The team approach to planning this revitalized programming also meant that project management would be distributed across Public Programs, Visitor Experience, and Membership. Event Rentals would offer its expertise in vendors and logistics. Retaining the recognizability of the Cocktails & Culture name, the brand was redesigned and the offerings reworked. Four distinct program types are now offered throughout the year, with a goal of one event per month and shared project management:
- Witte Watercolors is an intimate, small-group experience (approximately 35 participants) that combines expert-led gallery exploration with a hands-on workshop led by a local artist. It attracts adults seeking a slower, contemplative night out centered on creativity, learning, and conversation.
- Gallery Geeks is a high-energy, large-group experience (up to 150 participants) built around after-hours exploration and team-based challenges. It draws groups of friends, coworkers, and young professionals looking for a social, competitive night out that offers discovery in a lively atmosphere.
- The Night Market is an open-capacity evening experience that transforms the museum’s gardens into a vibrant social space. It appeals to culturally engaged visitors seeking a night out with live music, local vendors, and community connection.
- Wonder with the Witte is a midsized, talk-based experience (80–100 participants) featuring museum experts sharing specialized knowledge in an informal setting. It attracts intellectually curious adults seeking depth, insight, and opportunities to engage more meaningfully with museum content.



Integrating Marketing in Program Development
With clearly defined audiences and program formats in place, marketing shifted from broad promotion to targeted engagement. Rather than just promoting events after they were developed, marketing joined the planning process from the outset. Each program began with a clear understanding of its intended audience, shaping not only messaging but also the format, timing, and channels used to reach participants.
This early alignment also allowed the team to map the full series across the calendar, giving marketing visibility into the year ahead. With that longer view, campaigns could be coordinated more strategically. Marketing aligned messaging across channels and planned media buys holistically, which allowed smaller initiatives to benefit from the scale and purchasing power of larger investments, such as those supporting special exhibitions. While some of these efforts reflect the Witte’s staff size and annual budget, the underlying approach—planning early, aligning messaging, and coordinating outreach—can be adapted to institutions of any scale.

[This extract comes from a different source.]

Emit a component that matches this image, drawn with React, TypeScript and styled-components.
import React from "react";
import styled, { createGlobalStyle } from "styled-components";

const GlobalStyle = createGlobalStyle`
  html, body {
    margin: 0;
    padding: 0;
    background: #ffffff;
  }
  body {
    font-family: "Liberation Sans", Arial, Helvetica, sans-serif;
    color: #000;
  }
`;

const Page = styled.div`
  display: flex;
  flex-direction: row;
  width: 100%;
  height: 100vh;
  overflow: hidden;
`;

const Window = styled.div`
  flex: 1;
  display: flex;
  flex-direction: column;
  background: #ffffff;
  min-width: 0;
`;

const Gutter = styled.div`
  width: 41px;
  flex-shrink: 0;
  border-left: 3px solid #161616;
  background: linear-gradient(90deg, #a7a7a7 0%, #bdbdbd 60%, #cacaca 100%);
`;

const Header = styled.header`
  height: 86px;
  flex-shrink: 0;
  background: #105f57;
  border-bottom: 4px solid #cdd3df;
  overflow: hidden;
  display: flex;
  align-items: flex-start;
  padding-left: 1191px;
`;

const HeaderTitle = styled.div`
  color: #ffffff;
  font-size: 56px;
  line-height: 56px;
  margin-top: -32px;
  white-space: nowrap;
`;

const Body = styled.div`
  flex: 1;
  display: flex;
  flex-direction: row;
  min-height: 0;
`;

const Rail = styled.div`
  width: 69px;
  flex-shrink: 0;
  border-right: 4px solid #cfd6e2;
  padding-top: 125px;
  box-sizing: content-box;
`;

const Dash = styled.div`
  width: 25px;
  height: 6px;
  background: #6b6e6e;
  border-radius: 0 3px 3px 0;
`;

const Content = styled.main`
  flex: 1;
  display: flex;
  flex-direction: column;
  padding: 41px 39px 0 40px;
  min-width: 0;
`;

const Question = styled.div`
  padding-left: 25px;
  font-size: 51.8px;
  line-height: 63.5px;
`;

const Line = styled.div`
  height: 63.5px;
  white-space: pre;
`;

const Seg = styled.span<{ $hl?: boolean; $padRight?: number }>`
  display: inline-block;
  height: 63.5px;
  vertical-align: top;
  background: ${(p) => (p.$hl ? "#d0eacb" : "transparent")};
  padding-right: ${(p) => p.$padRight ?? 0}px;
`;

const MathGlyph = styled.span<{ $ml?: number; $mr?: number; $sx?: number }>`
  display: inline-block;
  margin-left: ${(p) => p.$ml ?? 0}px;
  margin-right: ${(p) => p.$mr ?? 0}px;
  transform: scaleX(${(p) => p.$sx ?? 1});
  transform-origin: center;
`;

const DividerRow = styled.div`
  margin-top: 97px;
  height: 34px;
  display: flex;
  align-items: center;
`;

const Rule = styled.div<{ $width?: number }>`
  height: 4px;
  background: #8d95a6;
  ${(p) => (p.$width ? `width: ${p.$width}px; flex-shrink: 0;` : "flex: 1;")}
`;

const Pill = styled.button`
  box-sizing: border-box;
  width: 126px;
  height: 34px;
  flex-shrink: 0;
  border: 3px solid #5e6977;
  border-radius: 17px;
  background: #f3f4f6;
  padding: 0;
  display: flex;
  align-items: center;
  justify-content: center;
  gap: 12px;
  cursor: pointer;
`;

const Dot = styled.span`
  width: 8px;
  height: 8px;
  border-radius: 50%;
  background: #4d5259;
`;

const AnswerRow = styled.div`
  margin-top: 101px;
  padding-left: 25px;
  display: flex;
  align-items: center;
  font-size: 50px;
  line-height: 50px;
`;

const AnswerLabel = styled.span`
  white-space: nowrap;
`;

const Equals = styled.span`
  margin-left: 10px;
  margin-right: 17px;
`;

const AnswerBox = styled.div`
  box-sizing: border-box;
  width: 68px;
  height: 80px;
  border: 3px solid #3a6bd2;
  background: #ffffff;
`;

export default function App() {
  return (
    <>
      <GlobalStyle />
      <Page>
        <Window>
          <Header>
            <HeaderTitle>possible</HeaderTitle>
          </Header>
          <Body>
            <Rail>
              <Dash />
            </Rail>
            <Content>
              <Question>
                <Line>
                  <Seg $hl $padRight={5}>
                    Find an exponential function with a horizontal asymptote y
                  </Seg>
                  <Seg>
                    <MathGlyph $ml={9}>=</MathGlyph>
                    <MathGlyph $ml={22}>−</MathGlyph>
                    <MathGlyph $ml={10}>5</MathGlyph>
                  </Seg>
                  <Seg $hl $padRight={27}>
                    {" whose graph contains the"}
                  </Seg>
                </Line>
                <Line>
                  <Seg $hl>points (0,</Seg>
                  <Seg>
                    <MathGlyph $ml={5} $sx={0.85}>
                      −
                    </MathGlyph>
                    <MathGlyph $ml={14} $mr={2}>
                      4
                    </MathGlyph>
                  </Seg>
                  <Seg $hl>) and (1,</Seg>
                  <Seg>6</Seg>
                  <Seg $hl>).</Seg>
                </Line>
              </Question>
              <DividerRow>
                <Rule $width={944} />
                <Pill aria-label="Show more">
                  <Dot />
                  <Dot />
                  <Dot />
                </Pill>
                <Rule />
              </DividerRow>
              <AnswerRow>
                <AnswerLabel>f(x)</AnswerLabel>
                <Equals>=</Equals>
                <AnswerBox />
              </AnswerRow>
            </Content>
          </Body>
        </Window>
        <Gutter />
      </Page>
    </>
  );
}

This approach changed how each experience was shared with the public. Smaller, creative programs emphasized participation and hands-on engagement, with outreach to community spaces and local businesses and targeted social media. Larger, high-energy events leaned into group participation and social connection, supported by digital campaigns and peer-driven momentum that encouraged groups to attend together.

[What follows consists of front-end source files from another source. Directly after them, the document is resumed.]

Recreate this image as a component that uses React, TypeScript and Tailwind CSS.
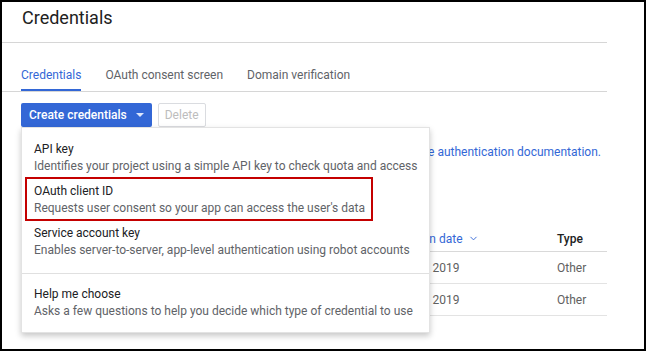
import React from 'react';
import { ChevronDown } from 'lucide-react';

interface MenuItem {
  title: string;
  description: string;
}

const items: MenuItem[] = [
  { title: 'API key', description: 'Identifies your project using a simple API key to check quota and access' },
  { title: 'OAuth client ID', description: "Requests user consent so your app can access the user's data" },
  { title: 'Service account key', description: 'Enables server-to-server, app-level authentication using robot accounts' },
];

const rows = [
  { name: 'Web client 1', date: 'Jan 10, 2019', type: 'Other' },
  { name: 'Desktop client', date: 'Jan 14, 2019', type: 'Other' },
];

const Item = ({ title, description }: MenuItem) => (
  <div className="px-3 py-1 cursor-pointer whitespace-nowrap">
    <div className="text-[12px] leading-[17px] text-[#202124]">{title}</div>
    <div className="text-[12px] leading-[17px] text-[#5f6368]">{description}</div>
  </div>
);

const CreateMenu = () => (
  <div className="absolute left-0 top-full z-10 w-[409px] bg-white border border-[#e3e3e3] shadow-[0_3px_6px_rgba(0,0,0,0.22)]">
    <div className="relative pt-[9px] pb-[10px]">
      {items.map((it) => (
        <Item key={it.title} {...it} />
      ))}
      {/* annotation highlight */}
      <div className="absolute left-[3px] top-[49px] w-[348px] h-[44px] border-2 border-[#c40000] pointer-events-none" />
    </div>
    <div className="border-t border-[#e0e0e0] pt-[8px] pb-[8px]">
      <Item title="Help me choose" description="Asks a few questions to help you decide which type of credential to use" />
    </div>
  </div>
);

export default function App() {
  const tabs = ['Credentials', 'OAuth consent screen', 'Domain verification'];

  return (
    <div className="relative w-[646px] h-[351px] overflow-hidden bg-white border-2 border-black font-['Roboto','Liberation_Sans',sans-serif]">
      <div className="w-[605px]">
        <div className="h-[41px] border-b border-[#d6d6d6] pl-[20px] pt-[4px]">
          <h1 className="text-[18px] leading-[24px] text-[#212121]">Credentials</h1>
        </div>

        <div className="flex gap-6 pl-[19px] border-b border-[#d6d6d6]">
          {tabs.map((t, i) => (
            <div
              key={t}
              className={
                i === 0
                  ? 'pt-[24px] pb-[6px] border-b-2 border-[#3367d6] text-[12px] leading-[16px] text-[#3367d6]'
                  : 'pt-[24px] pb-[6px] border-b-2 border-transparent text-[12px] leading-[16px] text-[#5f6368]'
              }
            >
              {t}
            </div>
          ))}
        </div>

        <div className="pl-[19px]">
          <div className="relative mt-[11px] flex gap-[6px]">
            <button className="flex h-[24px] items-center gap-[9px] rounded-[2px] bg-[#3367d6] pl-[8px] pr-[8px] text-[12px] font-medium text-white">
              Create credentials
              <svg width="8" height="4" viewBox="0 0 8 4">
                <path d="M0 0 L8 0 L4 4 Z" fill="#dfe7fb" />
              </svg>
            </button>
            <button className="h-[24px] rounded-[2px] border border-[#dadce0] px-[6px] text-[12px] text-[#bdbdbd]">
              Delete
            </button>
            <CreateMenu />
          </div>

          <p className="mt-[17px] pr-[6px] text-right text-[12px] leading-[16px] text-[#5f6368] whitespace-nowrap">
            For more information, <span className="text-[#3367d6]">see the authentication documentation.</span>
          </p>

          <div className="mt-[66px] text-[12px] whitespace-nowrap">
            <div className="flex h-[26px] items-center border-b border-[#d9d9d9]">
              <div className="w-[370px] font-medium text-[#212121]">Name</div>
              <div className="flex w-[166px] items-center gap-[5px] text-[#3367d6]">
                Creation date
                <ChevronDown size={11} strokeWidth={2} />
              </div>
              <div className="w-[50px] font-medium text-[#212121]">Type</div>
            </div>
            {rows.map((r) => (
              <div key={r.name} className="flex h-[32px] items-center border-b border-[#e3e3e3] text-[#616161]">
                <div className="w-[370px] text-[#3367d6]">{r.name}</div>
                <div className="w-[166px]">{r.date}</div>
                <div className="w-[50px]">{r.type}</div>
              </div>
            ))}
          </div>
        </div>
      </div>
    </div>
  );
}
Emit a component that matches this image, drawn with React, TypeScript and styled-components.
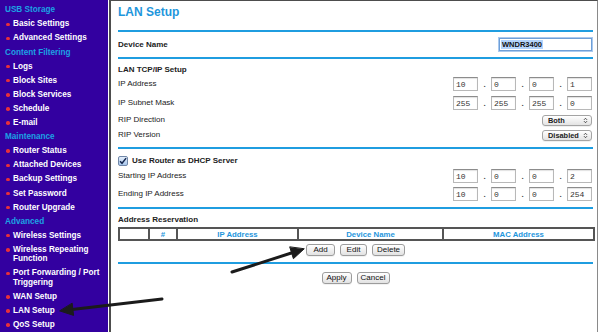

The museum strategically engaged paid social influencers to reach specific segments, particularly for programs built around social participation. Partnerships further amplified this reach. A collaboration with local brewery Wild Barley as a part of the museum’s 100th anniversary year connected programmatic and marketing efforts through a series of beer releases inspired by the Witte’s permanent exhibitions. The first beer release, launched at a Witte Watercolors event and promoted across both organizations’ social platforms, introduced the program to potential visitors already engaged in San Antonio’s food and beverage scene. This both expanded visibility and reinforced the museum’s presence within the city’s cultural landscape.
Evaluation and iteration were built into the process. Post-event surveys and shared planning tools provided insight into audience motivations, satisfaction, and future interests, allowing both programming and marketing strategies to evolve over time. For example, survey data from Cocktails & Culture revealed that many attendees were first-time participants who discovered the program through social media or personal networks rather than museum-owned channels. In response, the marketing strategy shifted to prioritize social-first promotion and more detailed pre-event messaging, including clearer expectations around event format, food offerings, and overall experience. By embedding marketing into the earliest stages of development, the museum moved beyond promoting individual events to intentionally building and sustaining its adult audience.

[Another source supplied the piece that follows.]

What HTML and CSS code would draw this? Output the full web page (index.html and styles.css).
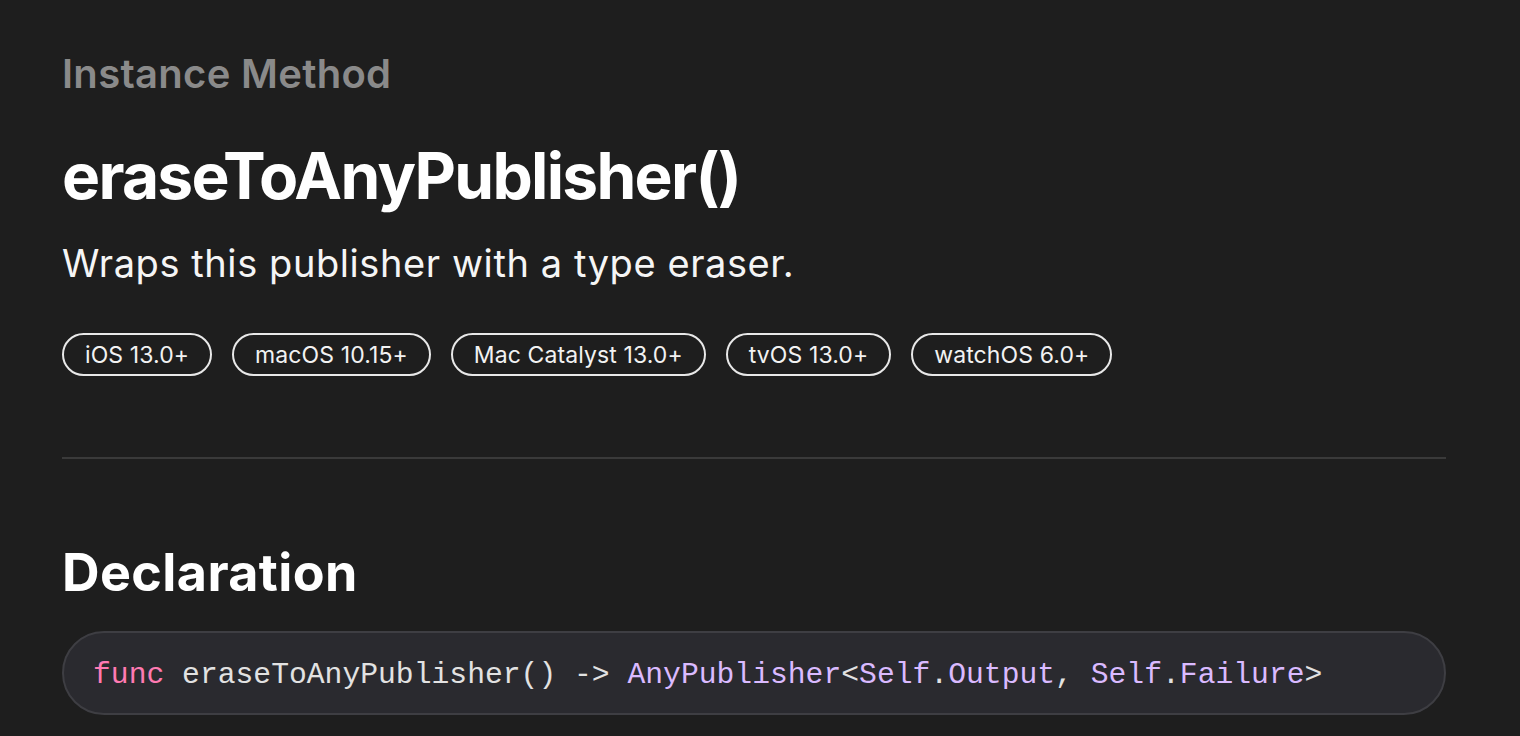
FILE: index.html
```html
<!DOCTYPE html>
<html lang="en">
<head>
<meta charset="utf-8">
<title>eraseToAnyPublisher()</title>
<link rel="stylesheet" href="styles.css">
</head>
<body>
<main class="page">
  <section class="intro">
    <div class="eyebrow">Instance Method</div>
    <h1 class="title">eraseToAnyPublisher()</h1>
    <p class="abstract">Wraps this publisher with a type eraser.</p>
    <ul class="platforms">
      <li class="pill">iOS 13.0+</li>
      <li class="pill">macOS 10.15+</li>
      <li class="pill">Mac Catalyst 13.0+</li>
      <li class="pill">tvOS 13.0+</li>
      <li class="pill">watchOS 6.0+</li>
    </ul>
  </section>
  <hr class="divider">
  <section class="declaration">
    <h2 class="section-title">Declaration</h2>
    <pre class="code"><span class="kw">func</span> eraseToAnyPublisher() -&gt; <span class="type">AnyPublisher</span>&lt;<span class="type">Self</span>.<span class="type">Output</span>, <span class="type">Self</span>.<span class="type">Failure</span>&gt;</pre>
  </section>
</main>
</body>
</html>
```

FILE: styles.css
```css
html, body {
  margin: 0;
  padding: 0;
  background: #1e1e1e;
  color: #ffffff;
  font-family: Inter, "Noto Sans", sans-serif;
}

.page {
  padding: 50px 74px 0 62px;
  display: flex;
  flex-direction: column;
}

.intro {
  display: flex;
  flex-direction: column;
}

.eyebrow {
  font-size: 40px;
  line-height: 48px;
  font-weight: 600;
  color: #8a8a8a;
  letter-spacing: 0.3px;
}

.title {
  margin: 40px 0 0;
  font-size: 64px;
  line-height: 76px;
  font-weight: 700;
  letter-spacing: -1.7px;
}

.abstract {
  margin: 26px 0 0;
  font-size: 38px;
  line-height: 46px;
  font-weight: 400;
  color: #f5f5f5;
  letter-spacing: 0.58px;
}

.platforms {
  list-style: none;
  margin: 47px 0 0;
  padding: 0;
  display: flex;
  gap: 20px;
}

.pill {
  height: 43px;
  box-sizing: border-box;
  border: 2px solid #e8e8e8;
  border-radius: 22px;
  padding: 0 21px;
  display: flex;
  align-items: center;
  font-size: 23px;
  letter-spacing: 0.1px;
  color: #f2f2f2;
}

.divider {
  margin: 81px 0 0;
  border: 0;
  height: 2px;
  background: #3a3a3a;
}

.declaration {
  display: flex;
  flex-direction: column;
}

.section-title {
  margin: 83px 0 0;
  font-size: 52px;
  line-height: 62px;
  font-weight: 700;
  letter-spacing: 0.4px;
}

.code {
  margin: 27px 0 0;
  box-sizing: border-box;
  height: 84px;
  background: #2a2a2f;
  border: 2px solid #3e3e43;
  border-radius: 42px;
  padding: 22px 29px 18px;
  font-family: "Liberation Mono", "DejaVu Sans Mono", monospace;
  font-size: 29.7px;
  line-height: 40px;
  color: #e2e2e2;
  white-space: pre;
}

.kw {
  color: #ff7ab2;
}

.type {
  color: #dabaff;
}
```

From Attendance to Engagement
This reinvention of Cocktails & Culture underscored the importance of identifying and segmenting audiences deliberately. Designing for specific motivations—whether creative, social, or intellectual—made it possible to shape how the experience is positioned, communicated, and sustained. Marketing is no longer tasked with promoting a general offering but with engaging distinct audiences through messaging and channels aligned to their expectations and behaviors. For example, this is the first year the museum has used a coordinated mix of influencers, television segments, and targeted advertising to reach specific audience segments for these programs.
As the series continues to evolve, the museum is focused on deepening those relationships. Each Cocktails & Culture program is part of a longer audience journey. The goal is to support a progression from first-time attendee to repeat participant, to member, and ultimately to a more invested supporter of the museum’s mission. Recent updates to membership benefits, including standardized discounts across all programs, further support this approach by creating clearer pathways for participants to move from event attendance to ongoing engagement.
As the Witte enters its second century, this change reflects a broader shift in how marketing contributes to the museum’s long-term sustainability. In a shifting cultural and economic landscape, success depends not only on reaching audiences but on building lasting connections with them. By aligning marketing with how audiences across the institution are defined and experiences are created, the Witte is prioritizing engagement that is not just episodic but enduring.
For museums navigating similar pressures—from changing audience expectations to limited resources —the lesson is clear. Sustained engagement grows not from individual programs but from a coordinated strategy that connects audience insight, programming, and marketing across the institution.